Cool found the issue in the tests themselves (excuse my go learning adventure):
func (suite *StartosisReplaceTestSuite) TestStartosisReplaceWithModuleInDirectory() {
ctx := context.Background()
runResult, _ := suite.RunPackageWithParams(ctx, packageWithReplaceModuleInDirectoryRelPath, packageWithReplaceModuleInDirectoryParams)
t := suite.T()
require.Nil(t, runResult.InterpretationError)
require.Empty(t, runResult.ValidationErrors)
require.Nil(t, runResult.ExecutionError)
expectedResult := "Replace with module in directory sample package loaded.\nVerification succeeded.
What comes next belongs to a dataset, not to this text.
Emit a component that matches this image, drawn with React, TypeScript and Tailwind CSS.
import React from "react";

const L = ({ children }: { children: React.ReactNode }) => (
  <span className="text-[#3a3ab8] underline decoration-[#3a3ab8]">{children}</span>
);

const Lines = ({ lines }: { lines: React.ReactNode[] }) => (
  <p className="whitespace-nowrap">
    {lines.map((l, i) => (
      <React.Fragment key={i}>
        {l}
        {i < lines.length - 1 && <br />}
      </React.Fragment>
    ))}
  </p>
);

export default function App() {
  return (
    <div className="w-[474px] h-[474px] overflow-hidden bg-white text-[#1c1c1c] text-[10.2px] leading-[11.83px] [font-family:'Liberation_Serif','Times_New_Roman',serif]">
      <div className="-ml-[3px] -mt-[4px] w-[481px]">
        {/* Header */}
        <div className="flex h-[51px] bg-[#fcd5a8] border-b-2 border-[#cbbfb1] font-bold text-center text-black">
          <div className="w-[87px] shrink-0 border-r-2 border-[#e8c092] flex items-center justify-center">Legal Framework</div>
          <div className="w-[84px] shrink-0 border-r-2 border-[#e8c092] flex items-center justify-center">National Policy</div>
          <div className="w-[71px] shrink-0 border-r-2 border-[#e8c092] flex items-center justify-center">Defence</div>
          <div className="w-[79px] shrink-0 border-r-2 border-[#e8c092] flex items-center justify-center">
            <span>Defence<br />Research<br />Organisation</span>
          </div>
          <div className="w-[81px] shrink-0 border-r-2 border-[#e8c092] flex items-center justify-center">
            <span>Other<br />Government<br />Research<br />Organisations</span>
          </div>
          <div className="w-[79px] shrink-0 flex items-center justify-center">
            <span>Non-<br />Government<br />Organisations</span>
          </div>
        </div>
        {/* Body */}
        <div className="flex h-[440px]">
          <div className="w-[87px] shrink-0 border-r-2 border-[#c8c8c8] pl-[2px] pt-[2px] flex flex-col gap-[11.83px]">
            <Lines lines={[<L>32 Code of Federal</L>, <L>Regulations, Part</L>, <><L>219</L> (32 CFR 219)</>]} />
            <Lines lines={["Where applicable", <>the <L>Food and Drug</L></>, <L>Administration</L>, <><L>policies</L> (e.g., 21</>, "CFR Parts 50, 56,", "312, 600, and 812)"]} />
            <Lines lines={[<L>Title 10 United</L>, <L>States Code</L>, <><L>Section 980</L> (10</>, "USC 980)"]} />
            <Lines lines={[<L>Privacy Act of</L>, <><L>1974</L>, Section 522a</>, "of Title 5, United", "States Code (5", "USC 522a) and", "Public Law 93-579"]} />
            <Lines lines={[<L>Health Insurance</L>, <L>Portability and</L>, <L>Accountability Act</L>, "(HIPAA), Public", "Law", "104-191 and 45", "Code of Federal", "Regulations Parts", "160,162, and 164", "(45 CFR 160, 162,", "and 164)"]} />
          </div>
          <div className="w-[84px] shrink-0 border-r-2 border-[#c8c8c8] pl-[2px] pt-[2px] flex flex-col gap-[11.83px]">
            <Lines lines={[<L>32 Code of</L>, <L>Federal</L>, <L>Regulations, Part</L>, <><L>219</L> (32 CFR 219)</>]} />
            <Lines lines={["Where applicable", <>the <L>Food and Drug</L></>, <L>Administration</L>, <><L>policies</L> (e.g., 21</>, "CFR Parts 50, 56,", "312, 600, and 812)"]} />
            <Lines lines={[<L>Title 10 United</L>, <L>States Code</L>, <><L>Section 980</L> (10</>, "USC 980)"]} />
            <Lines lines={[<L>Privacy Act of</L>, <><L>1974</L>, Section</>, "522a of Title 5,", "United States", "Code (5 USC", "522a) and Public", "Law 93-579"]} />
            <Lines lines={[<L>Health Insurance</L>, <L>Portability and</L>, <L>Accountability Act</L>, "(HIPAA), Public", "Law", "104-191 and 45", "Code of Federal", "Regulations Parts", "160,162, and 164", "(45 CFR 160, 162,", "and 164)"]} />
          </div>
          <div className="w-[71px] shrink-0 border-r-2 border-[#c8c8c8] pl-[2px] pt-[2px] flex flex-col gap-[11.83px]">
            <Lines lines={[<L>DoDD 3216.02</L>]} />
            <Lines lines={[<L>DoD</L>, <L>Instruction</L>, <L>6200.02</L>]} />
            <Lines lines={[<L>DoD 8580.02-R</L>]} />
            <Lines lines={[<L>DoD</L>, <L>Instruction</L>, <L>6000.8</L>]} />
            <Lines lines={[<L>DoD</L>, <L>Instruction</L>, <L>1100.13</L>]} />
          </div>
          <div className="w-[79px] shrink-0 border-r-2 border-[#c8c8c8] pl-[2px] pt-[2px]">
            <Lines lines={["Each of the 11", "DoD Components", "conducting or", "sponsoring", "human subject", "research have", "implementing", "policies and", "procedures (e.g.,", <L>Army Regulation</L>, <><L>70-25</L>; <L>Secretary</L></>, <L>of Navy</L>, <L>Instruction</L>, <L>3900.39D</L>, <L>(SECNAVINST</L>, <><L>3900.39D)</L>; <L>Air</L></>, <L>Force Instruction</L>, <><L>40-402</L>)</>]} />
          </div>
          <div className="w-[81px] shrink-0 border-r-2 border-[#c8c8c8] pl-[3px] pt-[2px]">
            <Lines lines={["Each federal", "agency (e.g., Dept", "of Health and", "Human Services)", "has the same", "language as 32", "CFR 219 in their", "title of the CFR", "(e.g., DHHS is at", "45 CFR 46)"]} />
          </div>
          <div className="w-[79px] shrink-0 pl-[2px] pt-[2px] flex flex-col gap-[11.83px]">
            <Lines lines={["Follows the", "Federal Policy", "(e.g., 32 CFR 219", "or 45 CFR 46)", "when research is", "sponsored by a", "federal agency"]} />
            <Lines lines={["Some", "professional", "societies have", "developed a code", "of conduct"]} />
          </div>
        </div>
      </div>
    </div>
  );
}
Value is '\"another-dependency-loaded-from-internal-module-in-main-branch\"'.\n"
require.Regexp(t, expectedResult, string(runResult.RunOutput))
}
The error at suite.RunPackageWithParams...
is ignored, which will cause the null pointer issue at the first require. Tested this locally by overriding its return values, e.g.:
runResult, err := suite.RunPackageWithParams(ctx, packageWithReplaceModuleInDirectoryRelPath, packageWithReplaceModuleInDirectoryParams)
runResult = nil
err = fmt.Errorf("oh dear")
...
Then after that adding a require.NoError(t, err)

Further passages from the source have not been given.